Майо улыбнулся и исчез; но после обеда все выяснилось — он достал кипу нот и повел Линду к пианино. Она была тронута и обрадована.
— Джим, ты ангел! Где ты это нашел?
— В доме напротив. Четвертый этаж, фамилия Горовиц. У них там еще масса пластинок, но шарить в темноте не слишком-то приятно, а на спичках далеко не уедешь. И кроме того, весь дом в какой-то пакости, вроде пчелиного воска, только потверже. Ладно, смотри. Вот это нота «до». Нам надо сесть рядом, подвинься. Белая клавиша…
Урок длился два часа, и после болезненного напряжения оба настолько выдохлись, что сразу отправились по своим комнатам.
— Джим, — позвала Линда.
— А? — зевнул он.
— Ты хотел бы поспать с одной из моих куколок?
— Э-э… спасибо, Линда, но парни в общем-то не увлекаются куклами.
— Да, не обращай внимания. Завтра я достану тебе то, чем увлекаются парни.

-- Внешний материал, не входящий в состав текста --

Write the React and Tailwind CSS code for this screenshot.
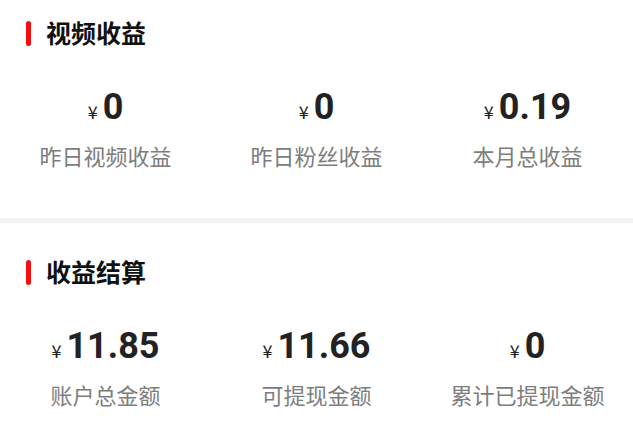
import React from "react";

const cjk = { fontFamily: '"Noto Sans CJK SC", "Noto Sans", sans-serif' };

function Stat({ value, label }) {
  return (
    <div className="flex flex-col items-center">
      <div className="flex items-baseline h-[40px] leading-[40px]">
        <span className="text-[18px] text-[#222] mr-[5px]" style={cjk}>¥</span>
        <span className="text-[36px] font-bold text-[#222] font-['Roboto',sans-serif] leading-[40px]">{value}</span>
      </div>
      <div className="mt-[13px] h-[30px] leading-[30px] text-[22px] text-[#7d7d7d] font-['Noto_Sans_CJK_SC',sans-serif]">
        {label}
      </div>
    </div>
  );
}

function Section({ title, stats, className }) {
  return (
    <div className={"bg-white " + className}>
      <div className="h-[66px] flex items-center pl-[26px]">
        <div className="w-[5px] h-[25px] rounded-full bg-[#f50d0d] mr-[15px]" />
        <div className="text-[25px] font-bold text-[#111] font-['Noto_Sans_CJK_SC',sans-serif] leading-[34px] -mt-[3px]">
          {title}
        </div>
      </div>
      <div className="grid grid-cols-3 mt-[21px]">
        {stats.map((s) => (
          <Stat key={s.label} value={s.value} label={s.label} />
        ))}
      </div>
    </div>
  );
}

export default function App() {
  return (
    <div className="w-[633px] h-[429px] bg-white overflow-hidden">
      <Section
        className="pb-[48px]"
        title="视频收益"
        stats={[
          { value: "0", label: "昨日视频收益" },
          { value: "0", label: "昨日粉丝收益" },
          { value: "0.19", label: "本月总收益" },
        ]}
      />
      <div className="h-[5px] bg-[#f4f4f4]" />
      <Section
        className="pt-[16px]"
        title="收益结算"
        stats={[
          { value: "11.85", label: "账户总金额" },
          { value: "11.66", label: "可提现金额" },
          { value: "0", label: "累计已提现金额" },
        ]}
      />
    </div>
  );
}
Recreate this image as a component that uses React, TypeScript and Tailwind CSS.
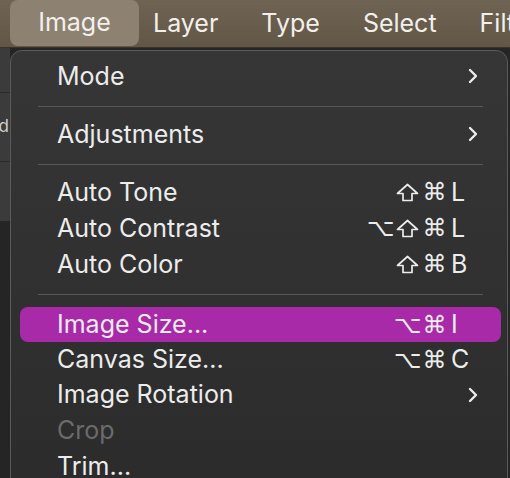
import React from "react";

type Row = {
  label?: string;
  mods?: string[];
  keyChar?: string;
  submenu?: boolean;
  disabled?: boolean;
  active?: boolean;
  sep?: boolean;
  h: string;
};

const rows: Row[] = [
  { label: "Mode", submenu: true, h: "h-[36px]" },
  { sep: true, h: "h-[22px]" },
  { label: "Adjustments", submenu: true, h: "h-[36px]" },
  { sep: true, h: "h-[22px]" },
  { label: "Auto Tone", mods: ["⇧", "⌘"], keyChar: "L", h: "h-[36px]" },
  { label: "Auto Contrast", mods: ["⌥", "⇧", "⌘"], keyChar: "L", h: "h-[36px]" },
  { label: "Auto Color", mods: ["⇧", "⌘"], keyChar: "B", h: "h-[36px]" },
  { sep: true, h: "h-[25px]" },
  { label: "Image Size...", mods: ["⌥", "⌘"], keyChar: "I", active: true, h: "h-[35px]" },
  { label: "Canvas Size...", mods: ["⌥", "⌘"], keyChar: "C", h: "h-[35px]" },
  { label: "Image Rotation", submenu: true, h: "h-[35px]" },
  { label: "Crop", disabled: true, h: "h-[36px]" },
  { label: "Trim...", h: "h-[36px]" },
];

function Chevron() {
  return (
    <svg width="10" height="16" viewBox="0 0 10 16" className="mr-[23px]">
      <path d="M2 2 L8 8 L2 14" fill="none" stroke="#ececec" strokeWidth="2.4" strokeLinecap="round" strokeLinejoin="round" />
    </svg>
  );
}

// shift key symbol, drawn wide like the macOS menu glyph
function ShiftIcon() {
  return (
    <svg width="23" height="19" viewBox="0 0 23 19">
      <path
        d="M11.5 1.5 L21.5 10.5 L16 10.5 L16 17.5 L7 17.5 L7 10.5 L1.5 10.5 Z"
        fill="none"
        stroke="#ececec"
        strokeWidth="1.7"
        strokeLinejoin="round"
      />
    </svg>
  );
}

function MenuRow({ row }: { row: Row }) {
  if (row.sep) {
    return (
      <div className={`${row.h} relative`}>
        <div className="absolute left-[27px] right-[24px] top-[12px] h-px bg-[#575757]" />
      </div>
    );
  }
  return (
    <div
      className={`${row.h} flex items-center ml-[9px] mr-[6px] pl-[37px] rounded-[8px] ${
        row.active ? "bg-[#a92aa8]" : ""
      }`}
    >
      <span className={`text-[25px] leading-none ${row.disabled ? "text-[#6b6b6b]" : "text-[#ececec]"}`}>
        {row.label}
      </span>
      {row.submenu && (
        <div className="ml-auto flex items-center">
          <Chevron />
        </div>
      )}
      {row.keyChar && (
        <div className="ml-auto mr-[28px] flex items-center text-[#ececec]">
          <div className="flex justify-end items-center">
            {row.mods?.map((m, i) => (
              <span key={i} className="w-[27px] flex justify-center text-[24px] leading-none font-['DejaVu_Sans',sans-serif]">
                {m === "⇧" ? <ShiftIcon /> : m}
              </span>
            ))}
          </div>
          <span className="ml-[3px] w-[22px] text-[25px] leading-none">{row.keyChar}</span>
        </div>
      )}
    </div>
  );
}

export default function App() {
  return (
    <div className="relative w-[510px] h-[478px] overflow-hidden bg-[#252525] font-['Inter',sans-serif]">
      {/* menu bar */}
      <div className="h-[48px] flex items-center pl-[10px] bg-gradient-to-b from-[#6f6353] to-[#625646] border-b border-[#3a3128] text-[25px] text-[#f3f0ec] whitespace-nowrap">
        <div className="shrink-0 w-[129px] h-[46px] mt-[-1px] flex items-center justify-center rounded-[8px] bg-[#8d8171]">
          Image
        </div>
        <span className="shrink-0 ml-[14px]">Layer</span>
        <span className="shrink-0 ml-[43px]">Type</span>
        <span className="shrink-0 ml-[43px]">Select</span>
        <span className="shrink-0 ml-[43px]">Filter</span>
      </div>

      {/* left panel peeking under the menu */}
      <div className="w-[10px] flex flex-col">
        <div className="h-[45px] bg-[#3b3b3b] border-b border-[#2b2b2b]" />
        <div className="h-[69px] bg-[#3b3b3b] border-b border-[#2b2b2b] flex items-center justify-end overflow-hidden">
          <span className="text-[17px] text-[#cfcfcf] mr-[1px]">d</span>
        </div>
        <div className="h-[59px] bg-[#3b3b3b]" />
      </div>

      {/* dropdown menu */}
      <div className="absolute left-[10px] top-[50px] w-[498px] h-[460px] rounded-[12px] border border-[#5a5a5a] bg-gradient-to-b from-[#363636] to-[#2b2b2b] pt-[7px]">
        {rows.map((r, i) => (
          <MenuRow key={i} row={r} />
        ))}
      </div>
    </div>
  );
}
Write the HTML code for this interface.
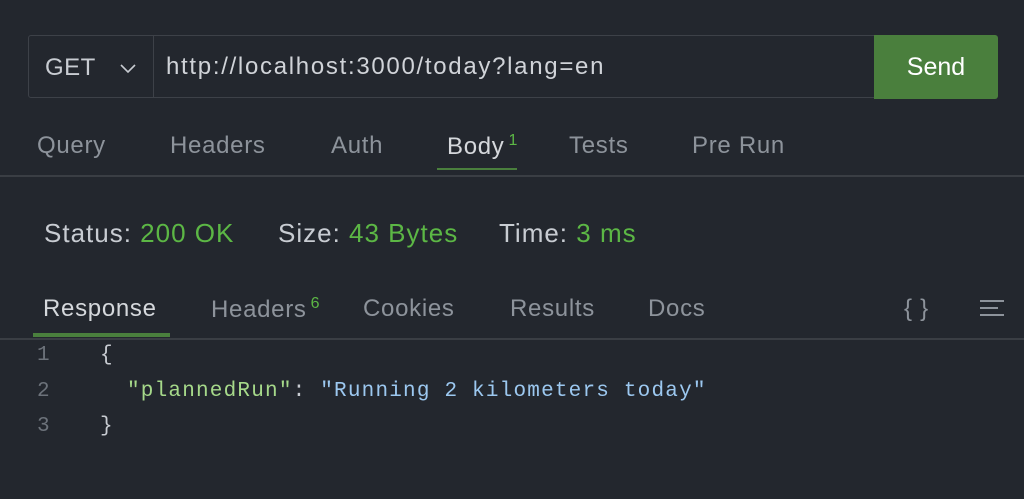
<!DOCTYPE html>
<html><head><style>
body{margin:0;width:1024px;height:499px;background:#23272e;font-family:"Liberation Sans",sans-serif;position:relative;overflow:hidden;color:#9aa0a8}
.a{position:absolute;white-space:nowrap}
.url{left:28px;top:35px;width:969px;height:63px;border:1px solid #3d4148;border-radius:3px;box-sizing:border-box}
.send{left:874px;top:35px;width:124px;height:64px;background:#4a7f3d;border-radius:0 3px 3px 0;color:#fff;font-size:25px;text-align:center;line-height:64px}
.t{font-size:24px;letter-spacing:0.7px;color:#8d939b}
.g{color:#5cb745}
.m{font-family:"Liberation Mono",monospace;font-size:21px;letter-spacing:1.2px}
.s{font-size:26px;letter-spacing:1px;color:#c8ccd2}
</style></head><body>
<div class="a url"></div>
<div class="a" style="left:153px;top:36px;width:1px;height:62px;background:#3d4148"></div>
<div class="a" style="left:45px;top:54px;font-size:24px;letter-spacing:0.5px;color:#c8ccd2">GET</div>
<svg class="a" style="left:119px;top:62px" width="18" height="12"><path d="M2 3 L9 10 L16 3" stroke="#c8ccd2" stroke-width="1.6" fill="none"/></svg>
<div class="a" style="left:166px;top:53px;font-size:24px;letter-spacing:1.7px;color:#d0d3d8">http://localhost:3000/today?lang=en</div>
<div class="a send">Send</div>

<div class="a t" style="left:37px;top:132px">Query</div>
<div class="a t" style="left:170px;top:132px">Headers</div>
<div class="a t" style="left:331px;top:132px">Auth</div>
<div class="a t" style="left:447px;top:132px;color:#d5d8dc">Body<sup class="g" style="font-size:16px;margin-left:4px">1</sup></div>
<div class="a t" style="left:569px;top:132px">Tests</div>
<div class="a t" style="left:692px;top:132px">Pre Run</div>
<div class="a" style="left:437px;top:168px;width:80px;height:2px;background:#4a7f3d"></div>
<div class="a" style="left:0;top:175px;width:1024px;height:2px;background:#3a3e44"></div>

<div class="a s" style="left:44px;top:218px">Status: <span class="g">200 OK</span></div>
<div class="a s" style="left:278px;top:218px">Size: <span class="g">43 Bytes</span></div>
<div class="a s" style="left:499px;top:218px">Time: <span class="g">3 ms</span></div>

<div class="a t" style="left:43px;top:295px;color:#d5d8dc">Response</div>
<div class="a t" style="left:211px;top:295px">Headers<sup class="g" style="font-size:16px;margin-left:4px">6</sup></div>
<div class="a t" style="left:363px;top:295px">Cookies</div>
<div class="a t" style="left:510px;top:295px">Results</div>
<div class="a t" style="left:648px;top:295px">Docs</div>
<div class="a t" style="left:904px;top:295px">{ }</div>
<svg class="a" style="left:978px;top:299px" width="30" height="20"><path d="M2 2H26M2 9H20M2 16H26" stroke="#8d939b" stroke-width="2"/></svg>
<div class="a" style="left:33px;top:333px;width:137px;height:4px;background:#4a7f3d"></div>
<div class="a" style="left:0;top:338px;width:1024px;height:2px;background:#3a3e44"></div>

<div class="a m" style="left:37px;top:344px;color:#6c727a">1</div>
<div class="a m" style="left:37px;top:380px;color:#6c727a">2</div>
<div class="a m" style="left:37px;top:415px;color:#6c727a">3</div>
<div class="a m" style="left:100px;top:344px;color:#c8ccd2">{</div>
<div class="a m" style="left:127px;top:380px;color:#c8ccd2"><span style="color:#a6d98a">"plannedRun"</span>: <span style="color:#9cc8f0">"Running 2 kilometers today"</span></div>
<div class="a m" style="left:100px;top:415px;color:#c8ccd2">}</div>
</body></html>
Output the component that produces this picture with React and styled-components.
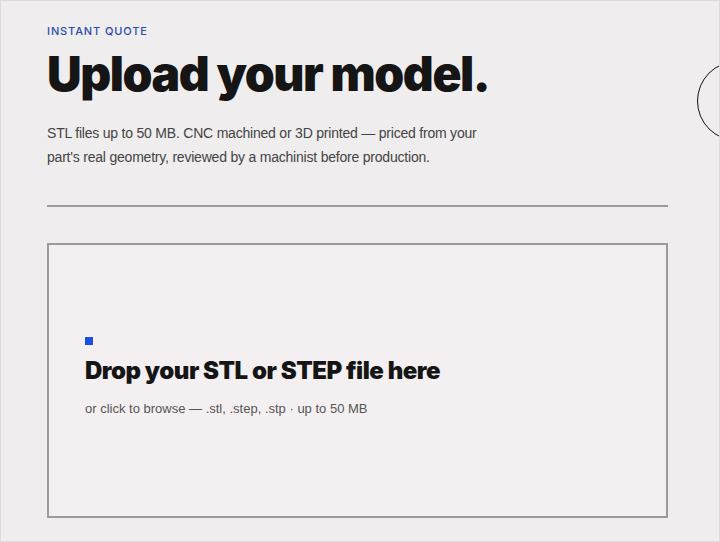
import React from 'react';
import styled, { createGlobalStyle } from 'styled-components';

const Global = createGlobalStyle`
  html, body {
    margin: 0;
    padding: 0;
    background: #efeded;
  }
  body {
    font-family: Inter, "Liberation Sans", Arial, sans-serif;
    overflow: hidden;
  }
`

const Page = styled.div`
  position: relative;
  box-sizing: border-box;
  width: 720px;
  height: 542px;
  padding: 23px 51px 0 46px;
  border: 1px solid #dcdadb;
  overflow: hidden;
`

const Eyebrow = styled.div`
  font-size: 11px;
  font-weight: 500;
  letter-spacing: 0.08em;
  color: #2a4cb3;
  line-height: 14px;
`

const Title = styled.h1`
  margin: 11px 0 0;
  font-size: 48px;
  font-weight: 900;
  letter-spacing: -0.03em;
  line-height: 50px;
  color: #151515;
`

const Lede = styled.p`
  margin: 22px 0 0;
  max-width: 440px;
  font-family: "Liberation Sans", Arial, sans-serif;
  font-size: 14px;
  line-height: 24px;
  letter-spacing: -0.015em;
  color: #444;
`

const Rule = styled.hr`
  margin: 36px 0 0;
  border: 0;
  height: 2px;
  background: #9c9a9b;
`

const Drop = styled.div`
  box-sizing: border-box;
  margin-top: 36px;
  height: 275px;
  padding: 0 36px 8px;
  border: 2px solid #9c9a9b;
  background: #f4f0f2;
  display: flex;
  flex-direction: column;
  justify-content: center;
  cursor: pointer;
`

const Marker = styled.span`
  display: block;
  width: 8px;
  height: 8px;
  background: #1a4fe0;
  margin: 0 0 11px;
`

const DropTitle = styled.h2`
  margin: 0;
  font-size: 24px;
  font-weight: 900;
  letter-spacing: -0.02em;
  line-height: 30px;
  color: #151515;
`

const DropHint = styled.p`
  margin: 15px 0 0;
  font-family: "Liberation Sans", Arial, sans-serif;
  font-size: 13px;
  letter-spacing: 0;
  color: #555;
`

const Cursor = styled.div`
  position: absolute;
  left: 696px;
  top: 60px;
  width: 78px;
  height: 78px;
  border: 1.5px solid #111;
  border-radius: 50%;
`

export default function App() {
  return (
    <>
      <Global />
      <Page>
        <Eyebrow>INSTANT QUOTE</Eyebrow>
        <Title>Upload your model.</Title>
        <Lede>
          STL files up to 50 MB. CNC machined or 3D printed — priced from your
          part's real geometry, reviewed by a machinist before production.
        </Lede>
        <Rule />
        <Drop>
          <Marker />
          <DropTitle>Drop your STL or STEP file here</DropTitle>
          <DropHint>or click to browse — .stl, .step, .stp · up to 50 MB</DropHint>
        </Drop>
        <Cursor />
      </Page>
    </>
  );
}
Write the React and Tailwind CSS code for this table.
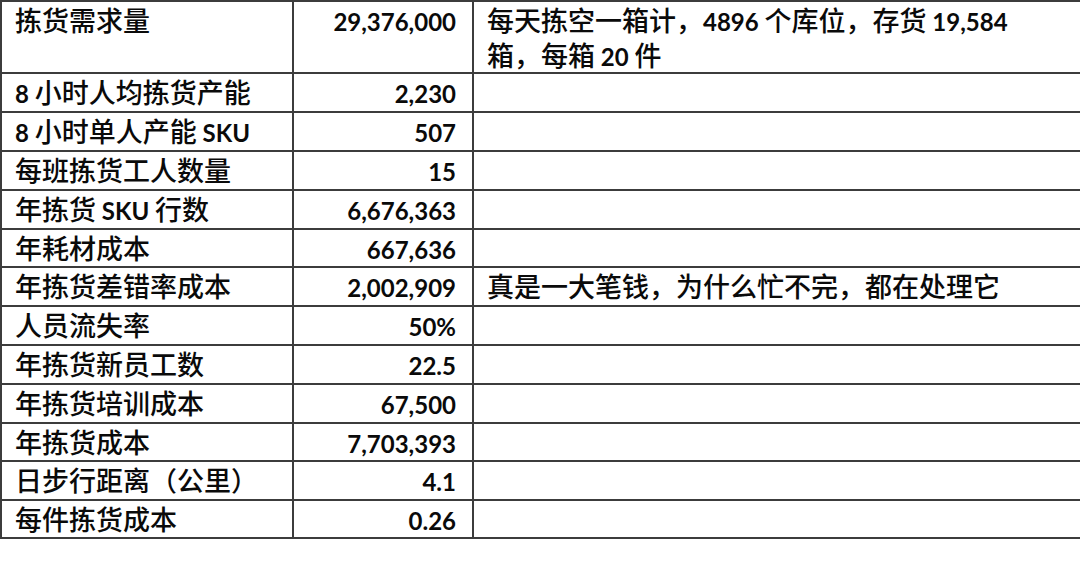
import React from "react";

const rows = [
  { a: "拣货需求量", b: "29,376,000", c: ["每天拣空一箱计，4896 个库位，存货 19,584", "箱，每箱 20 件"], h: "h-[72px]" },
  { a: "8 小时人均拣货产能", b: "2,230", h: "h-[39px]" },
  { a: "8 小时单人产能 SKU", b: "507", h: "h-[39px]" },
  { a: "每班拣货工人数量", b: "15", h: "h-[39px]" },
  { a: "年拣货 SKU 行数", b: "6,676,363", h: "h-[39px]" },
  { a: "年耗材成本", b: "667,636", h: "h-[38px]" },
  { a: "年拣货差错率成本", b: "2,002,909", c: ["真是一大笔钱，为什么忙不完，都在处理它"], h: "h-[39px]" },
  { a: "人员流失率", b: "50%", h: "h-[39px]" },
  { a: "年拣货新员工数", b: "22.5", h: "h-[39px]" },
  { a: "年拣货培训成本", b: "67,500", h: "h-[39px]" },
  { a: "年拣货成本", b: "7,703,393", h: "h-[38px]" },
  { a: "日步行距离（公里）", b: "4.1", h: "h-[39px]" },
  { a: "每件拣货成本", b: "0.26", h: "h-[38px]" },
];

function T({ s }) {
  const parts = s.split(/([\u0020-\u007e]+)/).filter((p) => p.length > 0);
  return (
    <>
      {parts.map((p, i) =>
        /^[\u0020-\u007e]+$/.test(p) ? (
          <span
            key={i}
            className="font-bold text-[24px] leading-none [font-family:Lato,'Liberation_Sans',sans-serif]"
          >
            {p}
          </span>
        ) : (
          <span key={i} className="leading-none font-medium">
            {p}
          </span>
        )
      )}
    </>
  );
}

export default function App() {
  return (
    <div className="w-[1080px] h-[577px] bg-white overflow-hidden text-[#0a0a0a] text-[27px] [font-family:'Noto_Sans_CJK_SC','Noto_Sans',sans-serif]">
      <div className="w-[1300px] border-l-2 border-t-2 border-[#3c3c3c]">
        {rows.map((r, i) => (
          <div
            key={i}
            className={`flex ${r.h} border-b-2 border-[#3c3c3c] leading-[35px]`}
          >
            <div className="w-[292px] shrink-0 border-r-2 border-[#3c3c3c] pl-[13px] whitespace-nowrap">
              <T s={r.a} />
            </div>
            <div className="w-[180px] shrink-0 border-r-2 border-[#3c3c3c] pr-[16px] text-right whitespace-nowrap">
              <T s={r.b} />
            </div>
            <div className="flex-1 pl-[13px] whitespace-nowrap">
              {r.c &&
                r.c.map((line, j) => (
                  <div key={j}>
                    <T s={line} />
                  </div>
                ))}
            </div>
          </div>
        ))}
      </div>
    </div>
  );
}
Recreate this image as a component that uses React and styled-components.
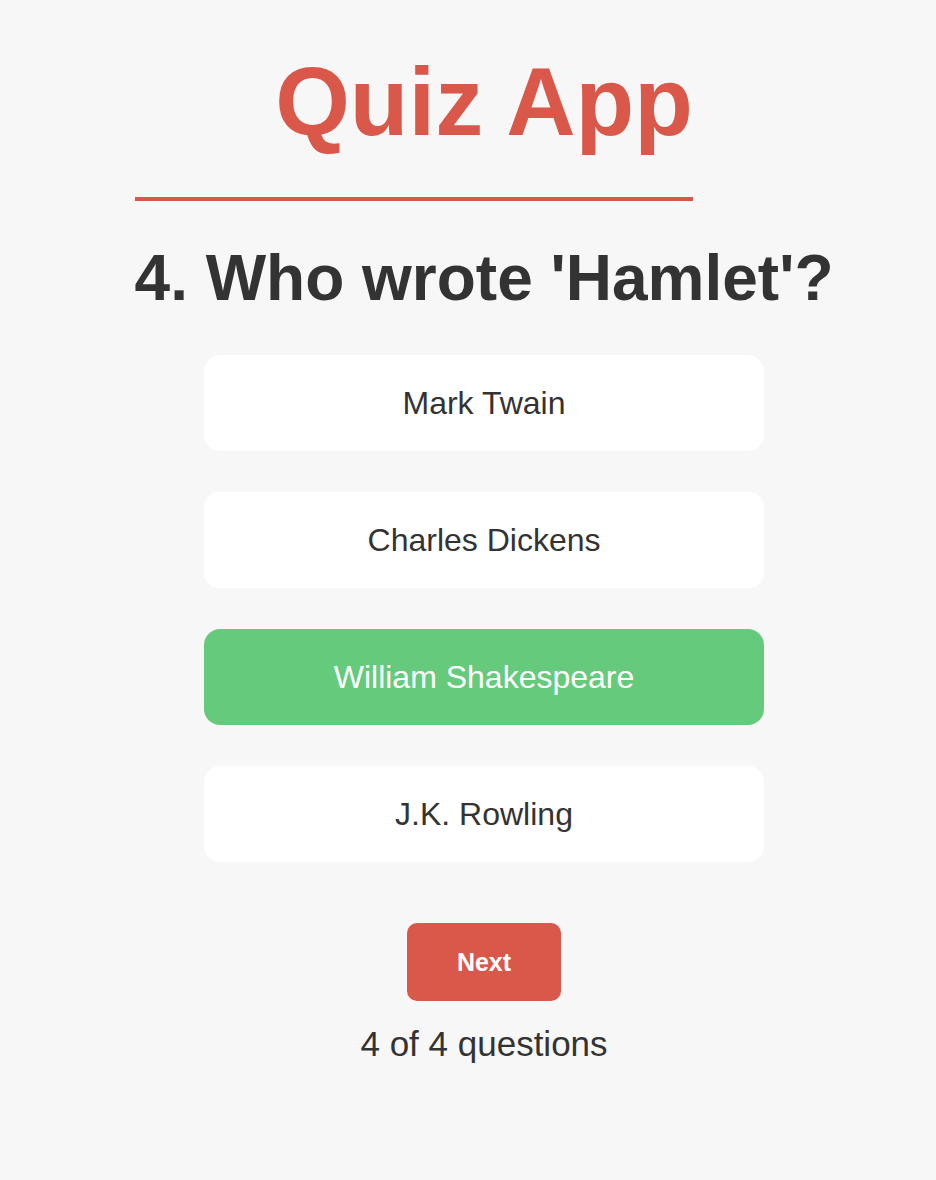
import React, { useState } from 'react';
import styled, { createGlobalStyle } from 'styled-components';

const GlobalStyle = createGlobalStyle`
  html, body {
    margin: 0;
    padding: 0;
    background: #f7f7f7;
    font-family: "Liberation Sans", Arial, Helvetica, sans-serif;
    color: #333;
  }
`;

const Wrapper = styled.div`
  min-height: 1180px;
  box-sizing: border-box;
  padding: 47px 103px 0 135px;
  display: flex;
  flex-direction: column;
  align-items: center;
`;

const Title = styled.h1`
  margin: 0;
  font-size: 96px;
  line-height: 110px;
  font-weight: 700;
  color: #d9584a;
  text-align: center;
`;

const Divider = styled.hr`
  align-self: flex-start;
  width: 80%;
  height: 4px;
  margin: 40px 0 0;
  border: none;
  background: #d9584a;
`;

const Question = styled.h2`
  margin: 40px 0 0;
  font-size: 64px;
  line-height: 74px;
  font-weight: 700;
  color: #333;
  text-align: center;
  white-space: nowrap;
`;

const Options = styled.div`
  margin-top: 40px;
  display: flex;
  flex-direction: column;
  gap: 41px;
  width: 560px;
`;

const Option = styled.button`
  height: 96px;
  border: none;
  border-radius: 16px;
  background: ${p => (p.$correct ? '#66ca7d' : '#fff')};
  color: ${p => (p.$correct ? '#fff' : '#333')};
  font-family: inherit;
  font-size: 32px;
  cursor: pointer;
  padding: 0;
`;

const NextButton = styled.button`
  margin-top: 61px;
  width: 154px;
  height: 78px;
  border: none;
  border-radius: 10px;
  background: #d9584a;
  color: #fff;
  font-family: inherit;
  font-size: 25px;
  font-weight: 700;
  cursor: pointer;
`;

const Progress = styled.p`
  margin: 23px 0 0;
  font-size: 35px;
  line-height: 40px;
  color: #333;
`;

const answers = ['Mark Twain', 'Charles Dickens', 'William Shakespeare', 'J.K. Rowling'];

const App = () => {
  const [picked] = useState(2);
  return (
    <>
      <GlobalStyle />
      <Wrapper>
        <Title>Quiz App</Title>
        <Divider />
        <Question>4. Who wrote 'Hamlet'?</Question>
        <Options>
          {answers.map((a, i) => (
            <Option key={a} $correct={i === picked}>{a}</Option>
          ))}
        </Options>
        <NextButton>Next</NextButton>
        <Progress>4 of 4 questions</Progress>
      </Wrapper>
    </>
  );
};

export default App;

На следующее утро Майо проснулся от стука в дверь.
— Кто там?
— Это я, Линда. Можно войти?
Он торопливо огляделся. Комната была чистой, коврик не испачкан.
— Входи.
Линда вошла и присела на край постели.
— Доброе утро, — улыбнулась она. — Слушай меня внимательно. Я должна уехать на несколько часов. По делам. Завтрак на столе. Хорошо?
— Ага.
— Скучать не будешь?
— Куда ты едешь?
— Расскажу, когда вернусь. — Она протянула руку и взлохматила его волосы. — Будь пай-мальчиком. Да, и еще: не заходи ко мне в спальню.
— А чего я там потерял?
— Ну, на всякий случай.
Она улыбнулась и ушла. Через минуту Майо услышал, как отъехал ее джип, сразу вскочил и пошел в спальню Линды. Комната, как всегда, была аккуратно прибрана, постель заправлена, на покрывале любовно рассажены куклы. Но в углу…
— Ух, — выдохнул он.
Это была модель оснащенного клипера. Майо опустился на колени и нежно прикоснулся к ней.
— Я покрашу ее в черный цвет с золотой полосой по ватерлинии и назову «Линда Н.», — пробормотал он.
Майо был так растроган, что едва прикоснулся к завтраку. Он выкупался, оделся, взял дробовик и пошел в парк — мимо игровых площадок, мимо развалившейся карусели, по зарослям и чащам; наконец не спеша направился по Седьмой авеню.